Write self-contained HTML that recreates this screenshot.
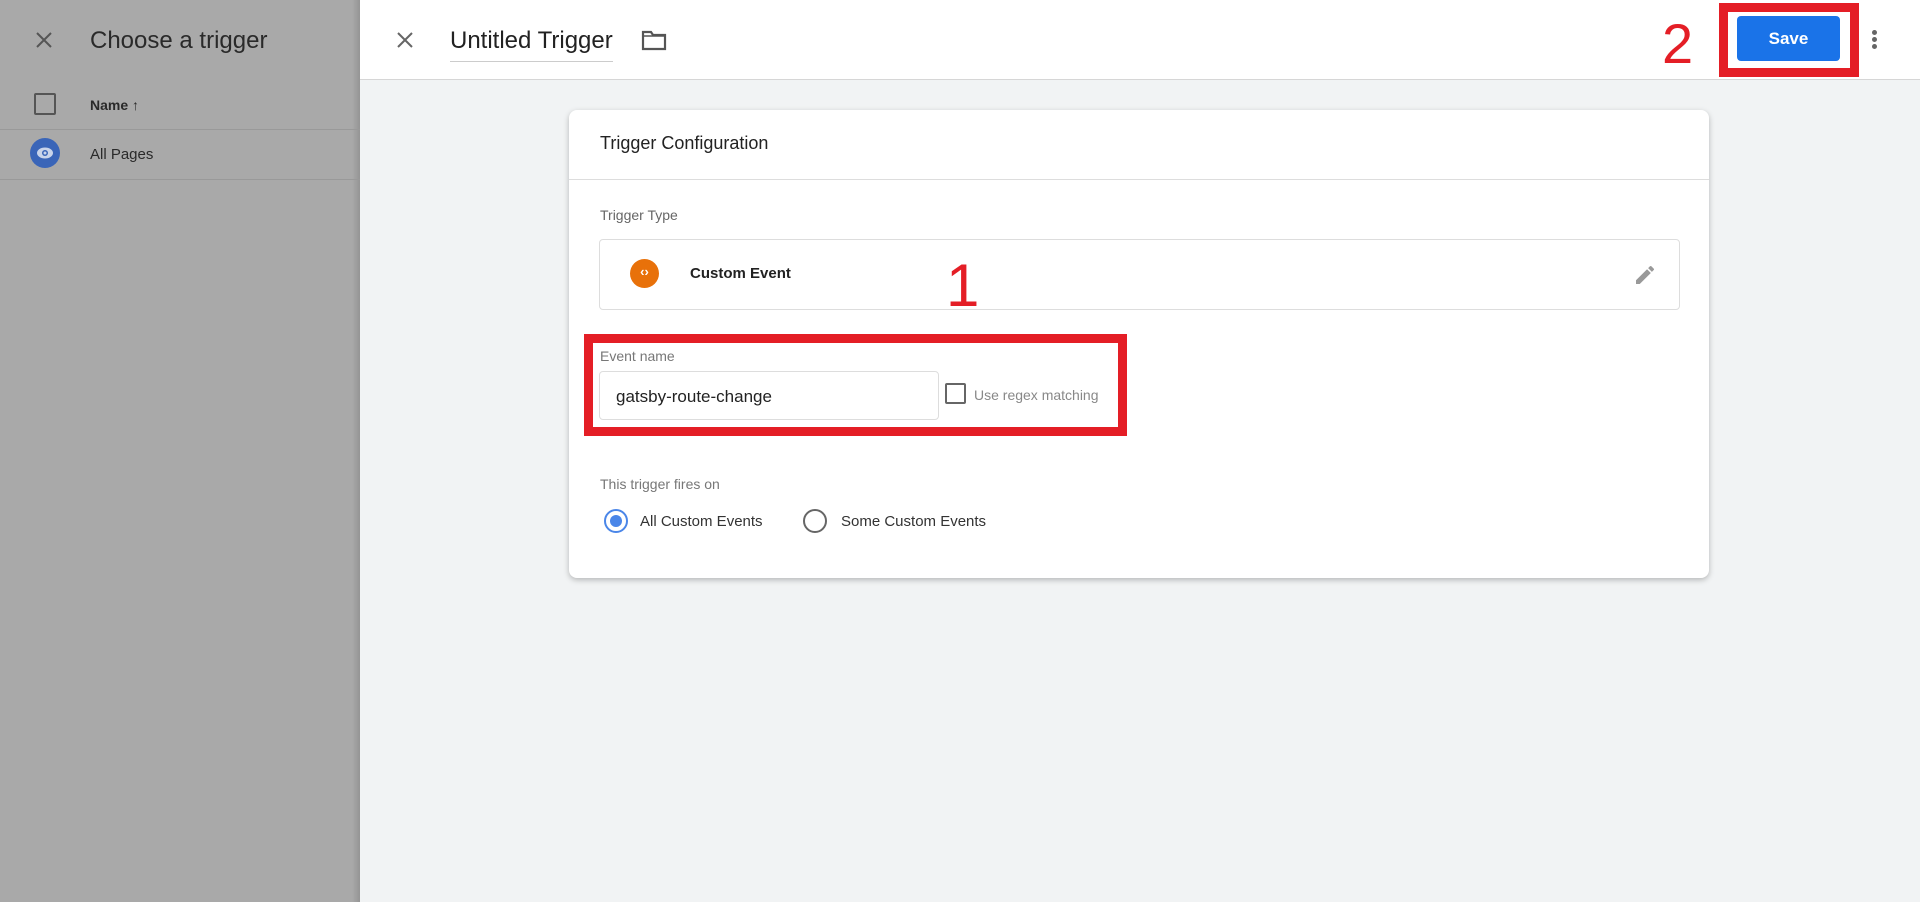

§ §

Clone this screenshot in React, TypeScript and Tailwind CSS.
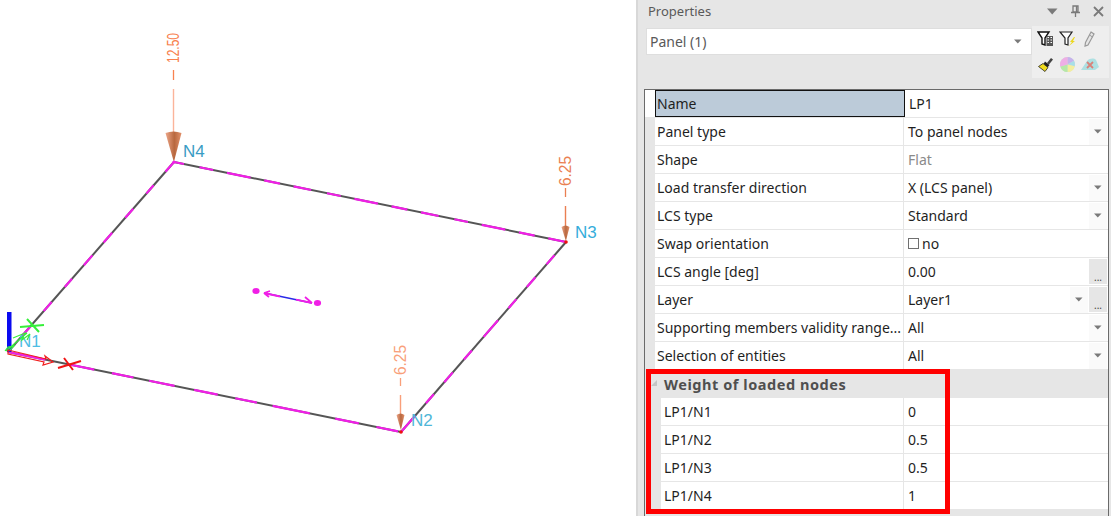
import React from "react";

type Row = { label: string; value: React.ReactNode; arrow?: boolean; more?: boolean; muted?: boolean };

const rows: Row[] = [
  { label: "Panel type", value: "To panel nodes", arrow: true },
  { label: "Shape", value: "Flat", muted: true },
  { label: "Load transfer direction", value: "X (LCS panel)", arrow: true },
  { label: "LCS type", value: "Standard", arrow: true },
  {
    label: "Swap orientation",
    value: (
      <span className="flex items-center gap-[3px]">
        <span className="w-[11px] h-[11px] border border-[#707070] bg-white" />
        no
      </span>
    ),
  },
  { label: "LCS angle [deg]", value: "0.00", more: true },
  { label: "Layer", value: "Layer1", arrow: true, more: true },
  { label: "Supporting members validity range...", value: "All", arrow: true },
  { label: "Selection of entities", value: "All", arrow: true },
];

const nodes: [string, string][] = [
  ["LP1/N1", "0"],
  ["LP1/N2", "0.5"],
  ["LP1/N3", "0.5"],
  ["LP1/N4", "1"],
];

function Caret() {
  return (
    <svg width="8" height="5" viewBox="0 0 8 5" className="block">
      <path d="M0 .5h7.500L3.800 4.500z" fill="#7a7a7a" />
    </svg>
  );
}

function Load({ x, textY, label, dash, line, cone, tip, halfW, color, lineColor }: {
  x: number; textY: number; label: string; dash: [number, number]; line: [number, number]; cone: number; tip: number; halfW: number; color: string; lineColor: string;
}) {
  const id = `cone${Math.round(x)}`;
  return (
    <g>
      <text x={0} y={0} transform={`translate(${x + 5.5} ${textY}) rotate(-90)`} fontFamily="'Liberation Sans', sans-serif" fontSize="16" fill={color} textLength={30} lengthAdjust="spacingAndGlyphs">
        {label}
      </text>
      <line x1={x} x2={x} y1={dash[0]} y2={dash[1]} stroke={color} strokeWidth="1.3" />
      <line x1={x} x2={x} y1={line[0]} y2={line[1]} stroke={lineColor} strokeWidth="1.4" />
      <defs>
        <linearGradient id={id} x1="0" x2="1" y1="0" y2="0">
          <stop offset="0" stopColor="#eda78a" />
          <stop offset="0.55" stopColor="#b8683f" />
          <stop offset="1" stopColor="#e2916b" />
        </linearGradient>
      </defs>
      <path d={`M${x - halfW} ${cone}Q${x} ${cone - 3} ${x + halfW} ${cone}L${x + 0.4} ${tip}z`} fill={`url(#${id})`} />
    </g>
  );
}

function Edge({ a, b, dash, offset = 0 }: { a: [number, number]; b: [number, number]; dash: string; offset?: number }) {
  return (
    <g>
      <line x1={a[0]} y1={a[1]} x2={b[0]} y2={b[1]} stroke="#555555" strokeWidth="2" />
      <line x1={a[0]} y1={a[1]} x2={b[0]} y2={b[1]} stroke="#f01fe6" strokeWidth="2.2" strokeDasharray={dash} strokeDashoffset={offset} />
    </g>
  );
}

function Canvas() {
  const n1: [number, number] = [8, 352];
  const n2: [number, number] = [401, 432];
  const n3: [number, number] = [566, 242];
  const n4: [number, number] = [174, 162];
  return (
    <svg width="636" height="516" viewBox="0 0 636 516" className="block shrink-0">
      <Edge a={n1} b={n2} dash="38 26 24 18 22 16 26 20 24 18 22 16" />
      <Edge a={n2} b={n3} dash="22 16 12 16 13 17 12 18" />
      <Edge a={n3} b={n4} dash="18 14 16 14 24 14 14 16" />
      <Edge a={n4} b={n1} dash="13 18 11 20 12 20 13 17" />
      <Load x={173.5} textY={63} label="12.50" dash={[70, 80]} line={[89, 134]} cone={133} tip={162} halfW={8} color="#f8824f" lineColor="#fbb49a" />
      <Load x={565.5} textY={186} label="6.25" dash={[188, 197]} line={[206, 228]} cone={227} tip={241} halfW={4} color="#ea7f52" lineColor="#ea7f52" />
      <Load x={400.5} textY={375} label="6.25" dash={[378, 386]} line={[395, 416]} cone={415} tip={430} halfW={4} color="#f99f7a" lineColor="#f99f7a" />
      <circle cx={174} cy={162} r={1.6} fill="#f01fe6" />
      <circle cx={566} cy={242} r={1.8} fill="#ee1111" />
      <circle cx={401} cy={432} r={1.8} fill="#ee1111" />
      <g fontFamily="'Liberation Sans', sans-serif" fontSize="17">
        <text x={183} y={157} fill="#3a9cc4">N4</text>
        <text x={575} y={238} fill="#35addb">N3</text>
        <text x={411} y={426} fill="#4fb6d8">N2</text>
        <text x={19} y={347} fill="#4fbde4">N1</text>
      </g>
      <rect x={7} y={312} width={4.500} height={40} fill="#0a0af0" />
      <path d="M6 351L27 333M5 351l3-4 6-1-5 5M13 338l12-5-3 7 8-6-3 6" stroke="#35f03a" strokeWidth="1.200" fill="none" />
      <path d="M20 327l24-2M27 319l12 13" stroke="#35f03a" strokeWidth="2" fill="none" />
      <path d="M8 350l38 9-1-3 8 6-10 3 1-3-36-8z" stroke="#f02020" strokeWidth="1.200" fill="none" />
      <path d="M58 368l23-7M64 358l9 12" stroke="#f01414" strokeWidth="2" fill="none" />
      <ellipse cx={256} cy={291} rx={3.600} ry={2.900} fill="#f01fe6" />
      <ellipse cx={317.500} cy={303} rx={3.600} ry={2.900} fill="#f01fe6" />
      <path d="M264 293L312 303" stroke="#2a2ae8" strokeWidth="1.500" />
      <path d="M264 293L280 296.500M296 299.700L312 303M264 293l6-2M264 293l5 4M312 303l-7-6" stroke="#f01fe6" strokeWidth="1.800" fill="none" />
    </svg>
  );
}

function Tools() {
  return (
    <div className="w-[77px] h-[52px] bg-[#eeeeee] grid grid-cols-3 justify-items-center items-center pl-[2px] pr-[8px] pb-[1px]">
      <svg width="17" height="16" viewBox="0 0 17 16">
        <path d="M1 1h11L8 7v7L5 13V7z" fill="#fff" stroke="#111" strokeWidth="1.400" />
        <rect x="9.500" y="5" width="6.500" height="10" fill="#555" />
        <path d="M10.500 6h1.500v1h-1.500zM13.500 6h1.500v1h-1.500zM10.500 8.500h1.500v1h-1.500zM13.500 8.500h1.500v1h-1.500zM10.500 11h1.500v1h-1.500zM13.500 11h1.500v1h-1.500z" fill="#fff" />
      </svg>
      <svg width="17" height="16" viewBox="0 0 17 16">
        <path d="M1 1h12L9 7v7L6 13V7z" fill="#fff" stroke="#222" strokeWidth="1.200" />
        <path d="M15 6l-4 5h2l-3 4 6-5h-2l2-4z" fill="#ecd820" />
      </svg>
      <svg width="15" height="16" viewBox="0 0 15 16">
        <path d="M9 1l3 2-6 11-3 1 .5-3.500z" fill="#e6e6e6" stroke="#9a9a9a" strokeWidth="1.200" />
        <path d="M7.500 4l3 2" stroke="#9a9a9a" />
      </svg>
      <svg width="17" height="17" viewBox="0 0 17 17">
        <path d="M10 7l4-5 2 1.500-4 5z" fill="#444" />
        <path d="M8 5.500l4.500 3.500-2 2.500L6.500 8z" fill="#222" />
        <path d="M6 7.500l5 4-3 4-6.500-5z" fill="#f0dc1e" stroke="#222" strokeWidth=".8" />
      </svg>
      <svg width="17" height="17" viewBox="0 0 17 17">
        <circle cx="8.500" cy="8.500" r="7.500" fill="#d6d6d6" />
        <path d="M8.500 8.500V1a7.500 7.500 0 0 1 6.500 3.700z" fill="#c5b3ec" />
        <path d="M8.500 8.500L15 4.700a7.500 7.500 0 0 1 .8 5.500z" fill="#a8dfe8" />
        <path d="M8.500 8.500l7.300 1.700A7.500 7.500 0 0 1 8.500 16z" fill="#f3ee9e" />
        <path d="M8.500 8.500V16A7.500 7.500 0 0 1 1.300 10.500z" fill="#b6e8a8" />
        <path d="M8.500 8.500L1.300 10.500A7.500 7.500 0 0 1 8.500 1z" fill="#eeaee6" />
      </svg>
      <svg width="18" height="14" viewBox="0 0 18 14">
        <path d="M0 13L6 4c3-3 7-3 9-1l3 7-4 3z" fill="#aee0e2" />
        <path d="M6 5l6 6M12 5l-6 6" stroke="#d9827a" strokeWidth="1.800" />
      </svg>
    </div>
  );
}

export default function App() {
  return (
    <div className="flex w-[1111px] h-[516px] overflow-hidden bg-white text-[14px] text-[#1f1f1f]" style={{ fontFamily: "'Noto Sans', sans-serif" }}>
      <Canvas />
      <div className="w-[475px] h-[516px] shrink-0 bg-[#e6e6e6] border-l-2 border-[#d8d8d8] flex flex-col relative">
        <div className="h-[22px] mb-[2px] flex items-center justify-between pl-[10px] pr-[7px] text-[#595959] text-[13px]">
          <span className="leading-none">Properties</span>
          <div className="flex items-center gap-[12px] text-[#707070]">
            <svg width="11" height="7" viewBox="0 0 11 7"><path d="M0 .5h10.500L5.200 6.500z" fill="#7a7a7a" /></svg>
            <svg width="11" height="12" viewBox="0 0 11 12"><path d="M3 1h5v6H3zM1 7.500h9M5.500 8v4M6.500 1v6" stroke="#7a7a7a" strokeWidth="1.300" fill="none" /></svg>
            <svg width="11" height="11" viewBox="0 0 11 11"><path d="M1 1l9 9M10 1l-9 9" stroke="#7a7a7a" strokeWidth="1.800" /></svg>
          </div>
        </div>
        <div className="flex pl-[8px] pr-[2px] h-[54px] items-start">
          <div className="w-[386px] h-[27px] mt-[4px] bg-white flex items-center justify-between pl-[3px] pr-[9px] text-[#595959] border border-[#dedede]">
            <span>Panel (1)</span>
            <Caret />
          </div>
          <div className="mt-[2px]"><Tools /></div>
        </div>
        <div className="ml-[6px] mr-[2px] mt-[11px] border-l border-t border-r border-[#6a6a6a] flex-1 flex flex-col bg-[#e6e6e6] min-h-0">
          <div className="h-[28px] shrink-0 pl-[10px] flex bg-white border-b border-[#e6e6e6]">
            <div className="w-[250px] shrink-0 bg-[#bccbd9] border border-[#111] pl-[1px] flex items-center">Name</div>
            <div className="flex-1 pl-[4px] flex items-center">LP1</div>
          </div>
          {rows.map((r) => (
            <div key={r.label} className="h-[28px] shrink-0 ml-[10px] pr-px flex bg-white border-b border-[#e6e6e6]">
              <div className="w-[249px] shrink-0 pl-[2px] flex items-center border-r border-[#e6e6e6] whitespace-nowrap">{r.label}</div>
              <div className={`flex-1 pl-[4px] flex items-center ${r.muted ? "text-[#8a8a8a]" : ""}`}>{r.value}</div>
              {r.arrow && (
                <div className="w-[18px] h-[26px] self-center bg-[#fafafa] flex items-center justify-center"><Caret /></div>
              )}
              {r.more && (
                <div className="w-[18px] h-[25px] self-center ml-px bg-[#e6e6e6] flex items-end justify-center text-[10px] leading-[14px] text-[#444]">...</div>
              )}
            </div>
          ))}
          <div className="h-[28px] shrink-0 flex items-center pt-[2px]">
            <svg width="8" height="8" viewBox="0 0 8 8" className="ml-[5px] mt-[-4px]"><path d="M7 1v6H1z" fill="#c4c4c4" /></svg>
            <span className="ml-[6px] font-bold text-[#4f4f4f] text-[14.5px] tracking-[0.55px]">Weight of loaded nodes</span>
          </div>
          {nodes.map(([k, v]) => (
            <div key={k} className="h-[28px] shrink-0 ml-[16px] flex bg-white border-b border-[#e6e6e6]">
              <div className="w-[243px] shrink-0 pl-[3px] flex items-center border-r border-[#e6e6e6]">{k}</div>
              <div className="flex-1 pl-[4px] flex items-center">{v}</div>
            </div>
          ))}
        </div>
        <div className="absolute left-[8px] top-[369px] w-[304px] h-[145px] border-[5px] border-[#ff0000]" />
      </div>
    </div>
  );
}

§ §

Problem details
Copy each line of the data above that holds "React".

Response
Clone this screenshot in React, TypeScript and Tailwind CSS.
import React from "react";
type Row = { label: string; value: React.ReactNode; arrow?: boolean; more?: boolean; muted?: boolean };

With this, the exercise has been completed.